The stakes are raised again in the following chapter. Borlú and Corwi head to a sketchy neighborhood to interview Drodin, a local thug. “‘She was into... No, she wasn’t into anything, she was obsessed. With Orciny’” (original emphasis). This mention of “Orciny” and how characters respond to this adds a sense of foreboding. As a reader, I don’t know what “Orciny” is, but I don’t have to. I know it’s very bad because of how Miéville has introduced this through dialogue. This introduction of new places, people and things unique to this world through dialogue is something Miéville does sneakily well.
Throughout the novel, Miéville continually raises the stakes and finds ways to end most chapters so that the reader is propelled into the next. However, Miéville is doing a ton of other very interesting things. I know I said I was going to mention just the two things, but I find myself needing to note Miéville’s use of language. Particularly the word, “fuggy.”
Fuggy is a cool word. So, take note of it and use it as often as possible.
If this were going to be a longer piece, I would also want to discuss the layering of place and the sort of ways in which he makes this unique “double” (triple?) city function and how this multifaceted city is an easy metaphor for how the Jews lived in ghettoes in Eastern and Central Europe as well as North Africa or maybe how it’s a metaphor for any place where two or more cultures are existing next to each other, (i.e. Israel and Gaza today) though not necessarily mingling with each other, or maybe how the past and the present sometimes coexist, but not really.

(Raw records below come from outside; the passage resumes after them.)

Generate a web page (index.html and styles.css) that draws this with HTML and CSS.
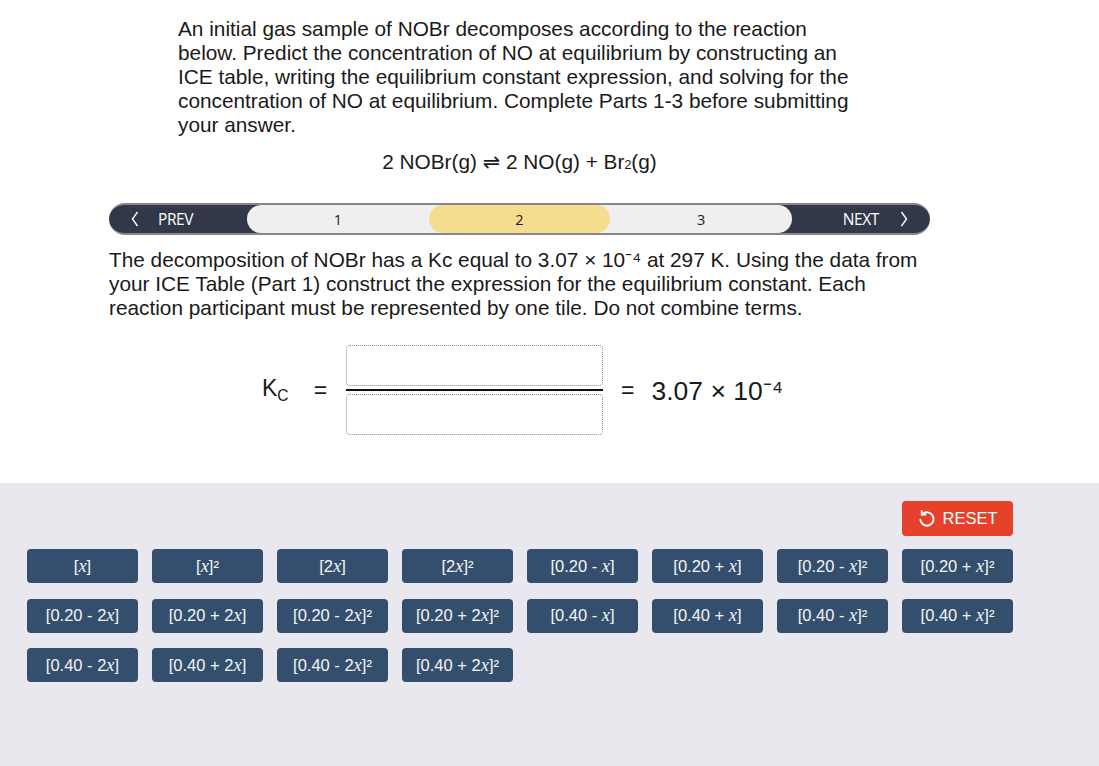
FILE: index.html
```html
<!DOCTYPE html>
<html lang="en">
<head>
  <meta charset="UTF-8">
  <meta name="viewport" content="width=device-width, initial-scale=1">
  <title>Equilibrium Constant Expression</title>
  <link rel="stylesheet" href="styles.css">
</head>
<body>
  <!-- Question area -->
  <div class="page">
    <div class="intro">
      <p>An initial gas sample of NOBr decomposes according to the reaction below. Predict the concentration of NO at equilibrium by constructing an ICE table, writing the equilibrium constant expression, and solving for the concentration of NO at equilibrium. Complete Parts 1-3 before submitting your answer.</p>
      <p class="reaction">2 NOBr(g) <span class="arrow">&#8652;</span> 2 NO(g) + Br<sub>2</sub>(g)</p>
    </div>

    <!-- Step navigation -->
    <nav class="steps">
      <button class="step-btn prev">
        <svg width="10" height="18" viewBox="0 0 10 18"><polyline points="7.5 2 2.5 9 7.5 16" fill="none" stroke="#fff" stroke-width="1.4"/></svg>
        PREV
      </button>
      <div class="step-track">
        <span class="step">1</span>
        <span class="step active">2</span>
        <span class="step">3</span>
      </div>
      <button class="step-btn next">
        NEXT
        <svg width="10" height="18" viewBox="0 0 10 18"><polyline points="2.5 2 7.5 9 2.5 16" fill="none" stroke="#fff" stroke-width="1.4"/></svg>
      </button>
    </nav>

    <p class="prompt">The decomposition of NOBr has a Kc equal to 3.07 &times; 10⁻⁴ at 297 K. Using the data from your ICE Table (Part 1) construct the expression for the equilibrium constant. Each reaction participant must be represented by one tile. Do not combine terms.</p>

    <!-- Kc expression with drop zones -->
    <div class="expr">
      <span class="kc">K<sub>C</sub></span>
      <span class="eq">=</span>
      <div class="fraction">
        <div class="drop"></div>
        <div class="bar"></div>
        <div class="drop"></div>
      </div>
      <span class="eq eq-right">=</span>
      <span class="value">3.07 &times; 10⁻⁴</span>
    </div>
  </div>

  <!-- Tile tray -->
  <section class="tray">
    <div class="tray-head">
      <button class="reset">
        <svg width="20" height="20" viewBox="0 0 24 24" fill="none" stroke="#fff" stroke-width="2.3" stroke-linecap="round"><path d="M6.3 6.3A8 8 0 1 1 4 13"/><polyline points="5.6 2.4 5.8 6.8 10.2 6.6"/></svg>
        RESET
      </button>
    </div>
    <div class="tiles">
      <button class="tile">[<i>x</i>]</button>
      <button class="tile">[<i>x</i>]²</button>
      <button class="tile">[2<i>x</i>]</button>
      <button class="tile">[2<i>x</i>]²</button>
      <button class="tile">[0.20 - <i>x</i>]</button>
      <button class="tile">[0.20 + <i>x</i>]</button>
      <button class="tile">[0.20 - <i>x</i>]²</button>
      <button class="tile">[0.20 + <i>x</i>]²</button>

      <button class="tile">[0.20 - 2<i>x</i>]</button>
      <button class="tile">[0.20 + 2<i>x</i>]</button>
      <button class="tile">[0.20 - 2<i>x</i>]²</button>
      <button class="tile">[0.20 + 2<i>x</i>]²</button>
      <button class="tile">[0.40 - <i>x</i>]</button>
      <button class="tile">[0.40 + <i>x</i>]</button>
      <button class="tile">[0.40 - <i>x</i>]²</button>
      <button class="tile">[0.40 + <i>x</i>]²</button>

      <button class="tile">[0.40 - 2<i>x</i>]</button>
      <button class="tile">[0.40 + 2<i>x</i>]</button>
      <button class="tile">[0.40 - 2<i>x</i>]²</button>
      <button class="tile">[0.40 + 2<i>x</i>]²</button>
    </div>
  </section>
</body>
</html>
```

FILE: styles.css
```css
/* Basic reset */
* {
  margin: 0;
  padding: 0;
  box-sizing: border-box;
}
body {
  font-family: 'Liberation Sans', Arial, sans-serif;
  background: #fff;
  color: #1a1a1a;
}
button {
  border: none;
  cursor: pointer;
  font: inherit;
}

/* Question column */
.page {
  width: 821px;
  margin-left: 109px;
}
.intro {
  padding: 17px 69px 0;
  font-size: 20.8px;
  line-height: 24px;
}
.reaction {
  margin-top: 13px;
  text-align: center;
}
.reaction sub {
  font-size: 0.6em;
  vertical-align: 0;
}
.arrow {
  font-family: 'DejaVu Sans', sans-serif;
}

/* PREV / steps / NEXT bar */
.steps {
  margin-top: 26px;
  height: 32px;
  display: flex;
  background: #323848;
  border-top: 2px solid #878787;
  border-bottom: 2px solid #878787;
  border-radius: 16px;
}
.step-btn {
  width: 138px;
  background: transparent;
  color: #fff;
  font-family: 'Open Sans', sans-serif;
  font-size: 15.5px;
  letter-spacing: -0.4px;
  display: flex;
  align-items: center;
}
.step-btn.prev {
  padding-left: 21px;
  gap: 18px;
}
.step-btn.next {
  justify-content: flex-end;
  padding-right: 21px;
  gap: 20px;
}
.step-track {
  flex: 1;
  display: flex;
  background: #efefef;
  border-radius: 14px;
}
.step {
  flex: 1;
  display: flex;
  align-items: center;
  justify-content: center;
  font-family: 'Open Sans', sans-serif;
  font-size: 14.5px;
  color: #222;
  border-radius: 14px;
}
.step.active {
  background: #f5dc8f;
}

/* Part 2 prompt */
.prompt {
  margin-top: 13px;
  font-size: 20.8px;
  line-height: 24px;
}

/* Kc = numerator / denominator */
.expr {
  margin-top: 25px;
  display: flex;
  align-items: center;
  padding-left: 153px;
}
.kc {
  font-size: 23px;
}
.kc sub {
  font-size: 0.68em;
  vertical-align: -0.3em;
}
.eq {
  font-size: 23px;
  margin-left: 25px;
  margin-right: 19px;
}
.eq-right {
  margin-left: 18px;
  margin-right: 17px;
}
.fraction {
  width: 257px;
  display: flex;
  flex-direction: column;
}
.drop {
  height: 41px;
  border: 1px dotted #7d8aa3;
  border-radius: 4px;
}
.bar {
  height: 2px;
  margin: 3px 0;
  background: #111;
}
.value {
  font-size: 26.5px;
}

/* Tile tray */
.tray {
  margin-top: 48px;
  min-height: 283px;
  background: #e9e8ef;
  padding: 18px 0 0 27px;
}
.tray-head {
  width: 986px;
  display: flex;
  justify-content: flex-end;
}
.reset {
  width: 111px;
  height: 35px;
  background: #e6412b;
  color: #fff;
  border-radius: 4px;
  font-size: 16.5px;
  display: flex;
  align-items: center;
  justify-content: center;
  gap: 5px;
}
.tiles {
  margin-top: 13px;
  display: grid;
  grid-template-columns: repeat(8, 111px);
  column-gap: 14px;
  row-gap: 15.5px;
}
.tile {
  height: 34px;
  background: #344f6e;
  color: #f4f4f4;
  border-radius: 4px;
  font-size: 16.5px;
  white-space: nowrap;
}
.tile i {
  font-family: 'Liberation Serif', serif;
  font-size: 18.5px;
}
```
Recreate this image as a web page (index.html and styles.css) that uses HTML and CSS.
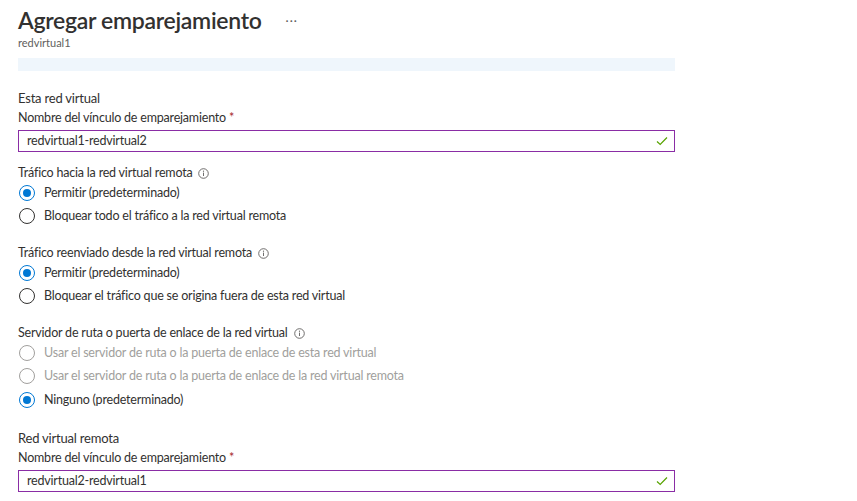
FILE: index.html
```html
<!DOCTYPE html>
<html lang="es">
<head>
<meta charset="utf-8">
<title>Agregar emparejamiento</title>
<link rel="stylesheet" href="styles.css">
</head>
<body>
<div class="page">
  <header class="head">
    <div class="title-row">
      <h1 class="title">Agregar emparejamiento</h1>
      <span class="more">···</span>
    </div>
    <div class="subtitle">redvirtual1</div>
  </header>
  <div class="banner"></div>

  <section class="section first">
    <div class="section-title">Esta red virtual</div>
    <label class="field-label">Nombre del vínculo de emparejamiento <span class="req">*</span></label>
    <div class="input">
      <span class="input-text">redvirtual1-redvirtual2</span>
      <svg class="check" width="12" height="10" viewBox="0 0 12 10"><path d="M1 5.5 L4.2 8.5 L11 1.5" fill="none" stroke="#57a300" stroke-width="1.2"/></svg>
    </div>
  </section>

  <section class="group">
    <div class="group-label">Tráfico hacia la red virtual remota <span class="info"><svg width="11" height="11" viewBox="0 0 11 11"><circle cx="5.5" cy="5.5" r="4.8" fill="none" stroke="#605e5c" stroke-width="0.9"/><path d="M5.5 4.6 V8" stroke="#605e5c" stroke-width="0.9"/><circle cx="5.5" cy="3.2" r="0.6" fill="#605e5c"/></svg></span></div>
    <div class="radio checked"><span class="dot"></span><span>Permitir (predeterminado)</span></div>
    <div class="radio"><span class="dot"></span><span>Bloquear todo el tráfico a la red virtual remota</span></div>
  </section>

  <section class="group">
    <div class="group-label">Tráfico reenviado desde la red virtual remota <span class="info"><svg width="11" height="11" viewBox="0 0 11 11"><circle cx="5.5" cy="5.5" r="4.8" fill="none" stroke="#605e5c" stroke-width="0.9"/><path d="M5.5 4.6 V8" stroke="#605e5c" stroke-width="0.9"/><circle cx="5.5" cy="3.2" r="0.6" fill="#605e5c"/></svg></span></div>
    <div class="radio checked"><span class="dot"></span><span>Permitir (predeterminado)</span></div>
    <div class="radio"><span class="dot"></span><span>Bloquear el tráfico que se origina fuera de esta red virtual</span></div>
  </section>

  <section class="group">
    <div class="group-label">Servidor de ruta o puerta de enlace de la red virtual <span class="info"><svg width="11" height="11" viewBox="0 0 11 11"><circle cx="5.5" cy="5.5" r="4.8" fill="none" stroke="#605e5c" stroke-width="0.9"/><path d="M5.5 4.6 V8" stroke="#605e5c" stroke-width="0.9"/><circle cx="5.5" cy="3.2" r="0.6" fill="#605e5c"/></svg></span></div>
    <div class="radio disabled"><span class="dot"></span><span>Usar el servidor de ruta o la puerta de enlace de esta red virtual</span></div>
    <div class="radio disabled"><span class="dot"></span><span>Usar el servidor de ruta o la puerta de enlace de la red virtual remota</span></div>
    <div class="radio checked"><span class="dot"></span><span>Ninguno (predeterminado)</span></div>
  </section>

  <section class="section last">
    <div class="section-title">Red virtual remota</div>
    <label class="field-label">Nombre del vínculo de emparejamiento <span class="req">*</span></label>
    <div class="input">
      <span class="input-text">redvirtual2-redvirtual1</span>
      <svg class="check" width="12" height="10" viewBox="0 0 12 10"><path d="M1 5.5 L4.2 8.5 L11 1.5" fill="none" stroke="#57a300" stroke-width="1.2"/></svg>
    </div>
  </section>
</div>
</body>
</html>
```

FILE: styles.css
```css
* { box-sizing: border-box; }
html, body { margin: 0; padding: 0; background: #fff; }
body {
  font-family: Lato, "Noto Sans", sans-serif;
  font-size: 12.5px;
  letter-spacing: -0.2px;
  color: #323130;
  overflow: hidden;
}
.page {
  width: 657px;
  margin-left: 18px;
  display: flex;
  flex-direction: column;
}
.head { padding-top: 4px; }
.title-row { display: flex; align-items: center; height: 32px; }
.title {
  margin: 0;
  font-size: 23px;
  font-weight: 600;
  color: #323130;
  line-height: 32px;
  letter-spacing: -0.3px;
}
.more {
  margin-left: 24px;
  font-size: 12px;
  color: #605e5c;
  letter-spacing: 1px;
}
.subtitle {
  font-size: 11px;
  color: #605e5c;
  line-height: 14px;
  letter-spacing: 0;
}
.banner {
  margin-top: 8px;
  height: 13px;
  background: #eff6fc;
}
.section { display: flex; flex-direction: column; }
.section.first { margin-top: 19px; }
.section.last { margin-top: 18.5px; }
.section-title { font-size: 13px; line-height: 16px; }
.field-label { margin-top: 4px; line-height: 16px; }
.req { color: #a4262c; }
.input {
  margin-top: 4px;
  height: 22px;
  border: 1px solid #8a2da5;
  display: flex;
  align-items: center;
  justify-content: space-between;
  padding: 0 6px 0 8px;
}
.input-text { line-height: 18px; }
.check { display: block; }
.group { display: flex; flex-direction: column; margin-top: 17px; }
.section.first + .group { margin-top: 13px; }
.group-label { line-height: 16px; display: flex; align-items: center; gap: 6px; }
.info { display: inline-flex; }
.radio {
  display: flex;
  align-items: center;
  gap: 9px;
  height: 23.5px;
  line-height: 16px;
}
.dot {
  width: 16px;
  height: 16px;
  margin-left: 1px;
  border-radius: 50%;
  border: 1px solid #323130;
  position: relative;
  flex: none;
}
.radio.checked .dot { border-color: #0078d4; }
.radio.checked .dot::after {
  content: "";
  position: absolute;
  left: 3px;
  top: 3px;
  width: 8px;
  height: 8px;
  border-radius: 50%;
  background: #0078d4;
}
.radio.disabled { color: #a19f9d; }
.radio.disabled .dot { border-color: #a19f9d; }
```
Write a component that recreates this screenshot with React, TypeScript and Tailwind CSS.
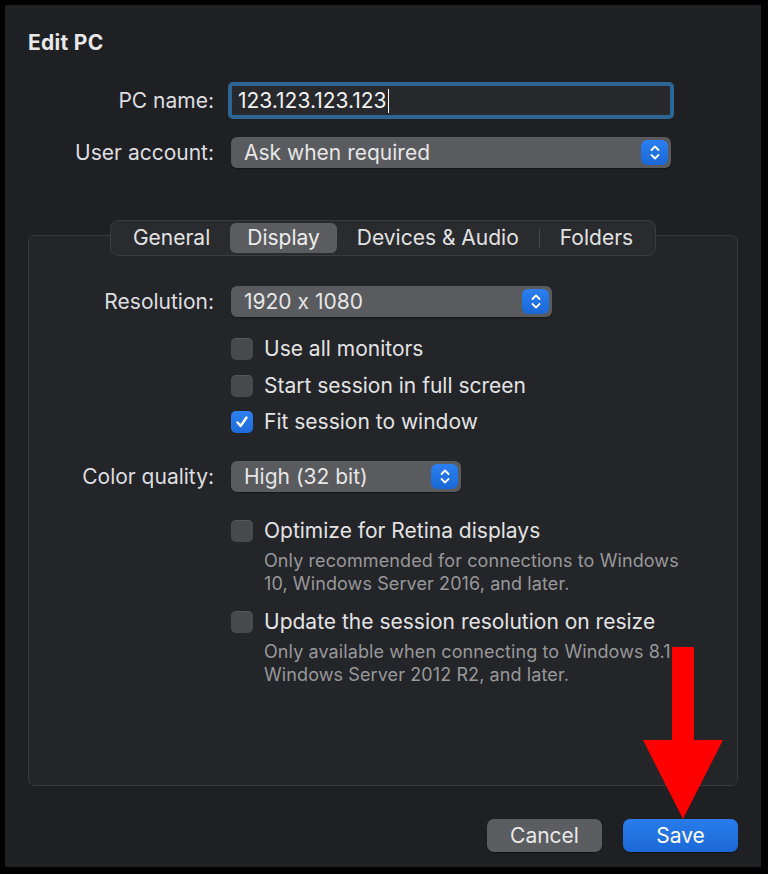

I also feel the need to state that I checked out the website that appears a few time in the novel: www.fracturedcity.org. I was disappointed to find that it redirects to www.randomhouse.com. I was hoping for some sort of city map or maybe a faux city directory or something. Basically, I was looking for another layer to this text that just doesn’t exist. Which is okay. There is a lot to unpack in The City & The City. It’s all still fuggy to me. Maybe I need more space to defug it.